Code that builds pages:
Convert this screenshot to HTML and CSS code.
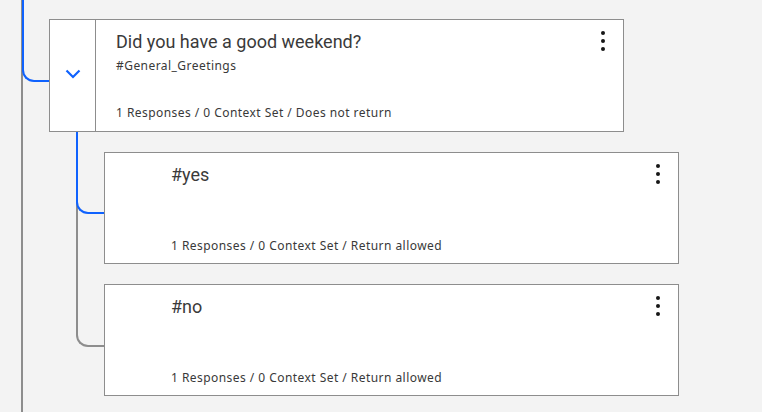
FILE: index.html
```html
<!DOCTYPE html>
<html lang="en">
<head>
<meta charset="utf-8">
<title>Dialog tree</title>
<link rel="stylesheet" href="styles.css">
</head>
<body>
<div class="tree">
  <div class="spine"></div>
  <div class="link link-no gray"></div>
  <div class="link link-yes"></div>
  <div class="link link-top"></div>

  <div class="node parent">
    <div class="toggle">
      <svg width="16" height="16" viewBox="0 0 16 16" aria-hidden="true"><polyline points="1.5,4.5 8,11 14.5,4.5" fill="none" stroke="#0f62fe" stroke-width="2.2"/></svg>
    </div>
    <div class="body">
      <div class="title">Did you have a good weekend?</div>
      <div class="condition">#General_Greetings</div>
      <div class="meta">1 Responses / 0 Context Set / Does not return</div>
    </div>
    <button class="kebab" aria-label="Options"><span></span><span></span><span></span></button>
  </div>

  <div class="children">
    <div class="node child">
      <div class="spacer"></div>
      <div class="body">
        <div class="title">#yes</div>
        <div class="meta">1 Responses / 0 Context Set / Return allowed</div>
      </div>
      <button class="kebab" aria-label="Options"><span></span><span></span><span></span></button>
    </div>
    <div class="node child">
      <div class="spacer"></div>
      <div class="body">
        <div class="title">#no</div>
        <div class="meta">1 Responses / 0 Context Set / Return allowed</div>
      </div>
      <button class="kebab" aria-label="Options"><span></span><span></span><span></span></button>
    </div>
  </div>
</div>
</body>
</html>
```
FILE: styles.css
```css
html, body {
  margin: 0;
  padding: 0;
  background: #f3f3f3;
  height: 412px;
  overflow: hidden;
  font-family: "Noto Sans", "Open Sans", sans-serif;
  color: #393939;
}
.tree {
  position: relative;
  padding: 19px 0 0 49px;
  height: 393px;
}
.spine {
  position: absolute;
  left: 21px;
  top: 0;
  width: 2px;
  height: 412px;
  background: #8d8d8d;
}
.link {
  position: absolute;
  box-sizing: border-box;
  border-left: 2px solid #0f62fe;
  border-bottom: 2px solid #0f62fe;
  border-bottom-left-radius: 12px;
}
.link.gray {
  border-color: #8d8d8d;
}
.link-top {
  left: 22px;
  top: 0;
  width: 28px;
  height: 82px;
}
.link-yes {
  left: 76px;
  top: 132px;
  width: 29px;
  height: 82px;
}
.link-no {
  left: 76px;
  top: 132px;
  width: 29px;
  height: 215px;
}
.node {
  position: relative;
  box-sizing: border-box;
  width: 575px;
  background: #fff;
  border: 1px solid #8d8d8d;
  display: flex;
}
.parent {
  height: 113px;
}
.toggle {
  width: 45px;
  border-right: 1px solid #8d8d8d;
  display: flex;
  align-items: center;
  justify-content: center;
  padding-bottom: 3px;
}
.toggle svg {
  display: block;
}
.spacer {
  width: 47px;
}
.body {
  flex: 1;
  display: flex;
  flex-direction: column;
  padding: 9px 20px 10px 20px;
}
.child .body {
  padding-left: 19px;
  padding-bottom: 9px;
}
.title {
  font-family: Roboto, "Noto Sans", sans-serif;
  font-size: 18px;
  line-height: 26px;
  color: #3a3a3a;
}
.condition {
  margin-top: 3px;
  font-size: 12px;
  line-height: 16px;
  letter-spacing: 0.45px;
}
.meta {
  margin-top: auto;
  font-size: 12px;
  line-height: 16px;
  letter-spacing: 0.45px;
}
.children {
  margin: 20px 0 0 55px;
  display: flex;
  flex-direction: column;
  gap: 20px;
}
.child {
  height: 112px;
}
.kebab {
  position: absolute;
  right: 12px;
  top: 8px;
  width: 16px;
  height: 26px;
  padding: 0;
  border: 0;
  background: none;
  display: flex;
  flex-direction: column;
  align-items: center;
  justify-content: center;
  gap: 4px;
}
.kebab span {
  width: 4px;
  height: 4px;
  border-radius: 50%;
  background: #161616;
}
```
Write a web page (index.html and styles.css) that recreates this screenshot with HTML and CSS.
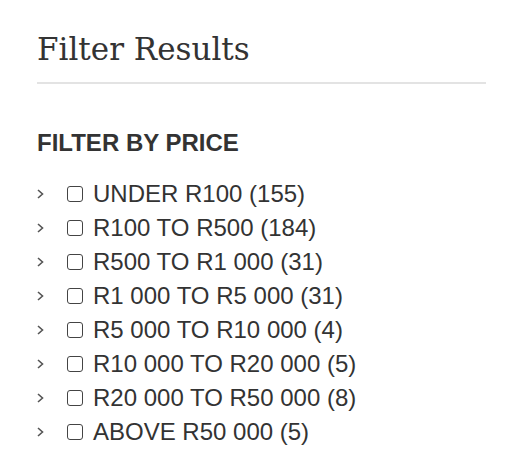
FILE: index.html
```
<!doctype html>
<html lang="en">
<head>
	<meta charset="UTF-8">
	<title>Filter Results</title>
	<link rel="stylesheet" href="styles.css">
</head>
<body>
	<div id="sidebar">
		<h2 class="title">Filter Results</h2>
		<div class="group">
			<h3 class="group-title">FILTER BY PRICE</h3>
			<ul class="options">
				<li><span class="arrow"><svg width="7" height="10" viewBox="0 0 7 10"><polyline points="1,1 5.5,5 1,9" fill="none" stroke="#555" stroke-width="1.6"/></svg></span><label><input type="checkbox" name="price" value="0-100">UNDER R100 (155)</label></li>
				<li><span class="arrow"><svg width="7" height="10" viewBox="0 0 7 10"><polyline points="1,1 5.5,5 1,9" fill="none" stroke="#555" stroke-width="1.6"/></svg></span><label><input type="checkbox" name="price" value="100-500">R100 TO R500 (184)</label></li>
				<li><span class="arrow"><svg width="7" height="10" viewBox="0 0 7 10"><polyline points="1,1 5.5,5 1,9" fill="none" stroke="#555" stroke-width="1.6"/></svg></span><label><input type="checkbox" name="price" value="500-1000">R500 TO R1 000 (31)</label></li>
				<li><span class="arrow"><svg width="7" height="10" viewBox="0 0 7 10"><polyline points="1,1 5.5,5 1,9" fill="none" stroke="#555" stroke-width="1.6"/></svg></span><label><input type="checkbox" name="price" value="1000-5000">R1 000 TO R5 000 (31)</label></li>
				<li><span class="arrow"><svg width="7" height="10" viewBox="0 0 7 10"><polyline points="1,1 5.5,5 1,9" fill="none" stroke="#555" stroke-width="1.6"/></svg></span><label><input type="checkbox" name="price" value="5000-10000">R5 000 TO R10 000 (4)</label></li>
				<li><span class="arrow"><svg width="7" height="10" viewBox="0 0 7 10"><polyline points="1,1 5.5,5 1,9" fill="none" stroke="#555" stroke-width="1.6"/></svg></span><label><input type="checkbox" name="price" value="10000-20000">R10 000 TO R20 000 (5)</label></li>
				<li><span class="arrow"><svg width="7" height="10" viewBox="0 0 7 10"><polyline points="1,1 5.5,5 1,9" fill="none" stroke="#555" stroke-width="1.6"/></svg></span><label><input type="checkbox" name="price" value="20000-50000">R20 000 TO R50 000 (8)</label></li>
				<li><span class="arrow"><svg width="7" height="10" viewBox="0 0 7 10"><polyline points="1,1 5.5,5 1,9" fill="none" stroke="#555" stroke-width="1.6"/></svg></span><label><input type="checkbox" name="price" value="50000">ABOVE R50 000 (5)</label></li>
			</ul>
		</div>
	</div>
</body>
</html>
```
FILE: styles.css
```
body {
	margin:0;
	background:#fff;
	color:#333;
	font-family:"Liberation Sans", Arial, sans-serif;
}

#sidebar {
	width:449px;
	padding:30px 0 0 37px;
}

h2.title {
	font:31px/38px "DejaVu Serif", Georgia, serif;
	color:#333;
	margin:0;
	padding-bottom:14px;
	border-bottom:2px solid #e3e3e3;
}

h3.group-title {
	font-size:24px;
	line-height:28px;
	font-weight:bold;
	margin:45px 0 20px;
}

ul.options {
	list-style:none;
	margin:0;
	padding:0;
}

ul.options li {
	display:flex;
	align-items:center;
	height:34px;
	font-size:24px;
}

span.arrow {
	display:flex;
	width:30px;
}

ul.options label {
	display:flex;
	align-items:center;
}

input[type="checkbox"] {
	appearance:none;
	-webkit-appearance:none;
	width:16px;
	height:16px;
	margin:0 10px 0 0;
	border:1.5px solid #444;
	border-radius:3px;
}
```
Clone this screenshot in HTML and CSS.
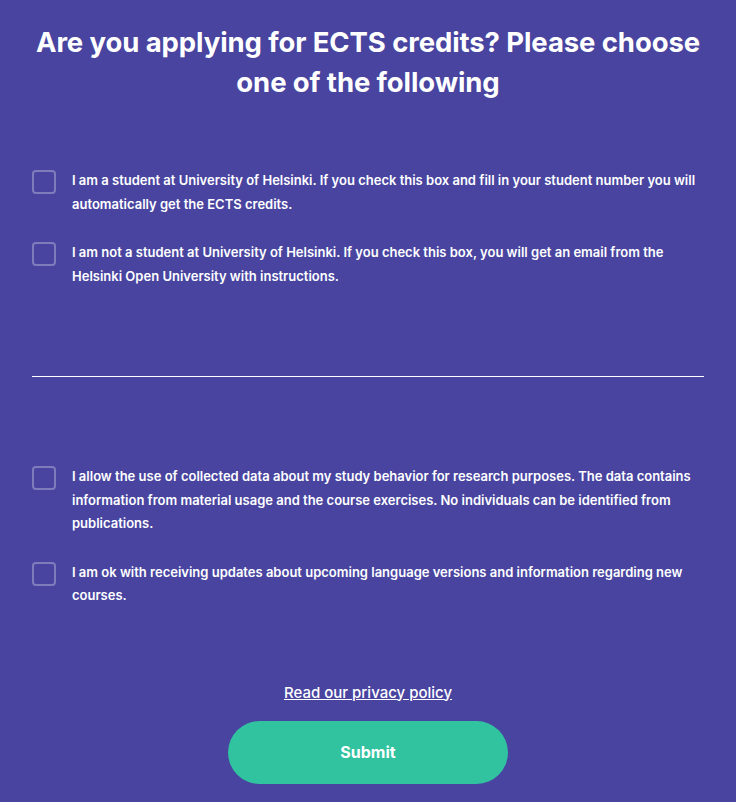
FILE: index.html
```html
<!DOCTYPE html>
<html>
<head>
<meta charset="utf-8">
<link rel="stylesheet" href="styles.css">
</head>
<body>
<main class="page">
  <h1 class="title">Are you applying for ECTS credits? Please choose one of the following</h1>
  <section class="group group-ects">
    <label class="option">
      <span class="box"></span>
      <span class="text">I am a student at University of Helsinki. If you check this box and fill in your student number you will automatically get the ECTS credits.</span>
    </label>
    <label class="option">
      <span class="box"></span>
      <span class="text">I am not a student at University of Helsinki. If you check this box, you will get an email from the Helsinki Open University with instructions.</span>
    </label>
  </section>
  <hr class="divider">
  <section class="group group-consent">
    <label class="option">
      <span class="box"></span>
      <span class="text">I allow the use of collected data about my study behavior for research purposes. The data contains information from material usage and the course exercises. No individuals can be identified from publications.</span>
    </label>
    <label class="option">
      <span class="box"></span>
      <span class="text">I am ok with receiving updates about upcoming language versions and information regarding new courses.</span>
    </label>
  </section>
  <div class="footer">
    <a class="privacy" href="#">Read our privacy policy</a>
    <button class="submit" type="button">Submit</button>
  </div>
</main>
</body>
</html>
```
FILE: styles.css
```css
html, body {
  margin: 0;
  padding: 0;
  background: #4844a0;
}
body {
  font-family: Inter, "Open Sans", sans-serif;
  color: #ffffff;
  width: 736px;
  height: 802px;
  overflow: hidden;
}
.page {
  padding: 0 32px;
}
.title {
  margin: 0;
  padding-top: 22px;
  font-size: 27.5px;
  line-height: 40px;
  font-weight: 700;
  text-align: center;
  letter-spacing: -0.1px;
}
.group {
  display: flex;
  flex-direction: column;
  gap: 25px;
}
.group-ects {
  padding-top: 67px;
}
.option {
  display: flex;
  align-items: flex-start;
  gap: 16px;
}
.box {
  flex: none;
  width: 20px;
  height: 20px;
  margin-top: 1px;
  border: 2px solid rgba(255, 255, 255, 0.3);
  border-radius: 4px;
}
.text {
  font-size: 13px;
  font-weight: 600;
  line-height: 23.5px;
}
.divider {
  margin: 88px 0 0;
  border: 0;
  border-top: 1px solid #ffffff;
}
.group-consent {
  padding-top: 88px;
}
.footer {
  display: flex;
  flex-direction: column;
  align-items: center;
  padding-top: 75px;
}
.privacy {
  color: #ffffff;
  font-size: 15px;
  font-weight: 500;
  line-height: 20px;
  text-decoration: underline;
}
.submit {
  margin-top: 18px;
  width: 280px;
  height: 63px;
  border: 0;
  border-radius: 32px;
  background: #31c3a0;
  color: #ffffff;
  font-family: Inter, sans-serif;
  font-size: 16px;
  font-weight: 700;
}
```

WHAT THE TASK ASKS:
Give the number of lines in the listing above that contain "with", and nothing else.

ANSWER TO THE PROBLEM:
3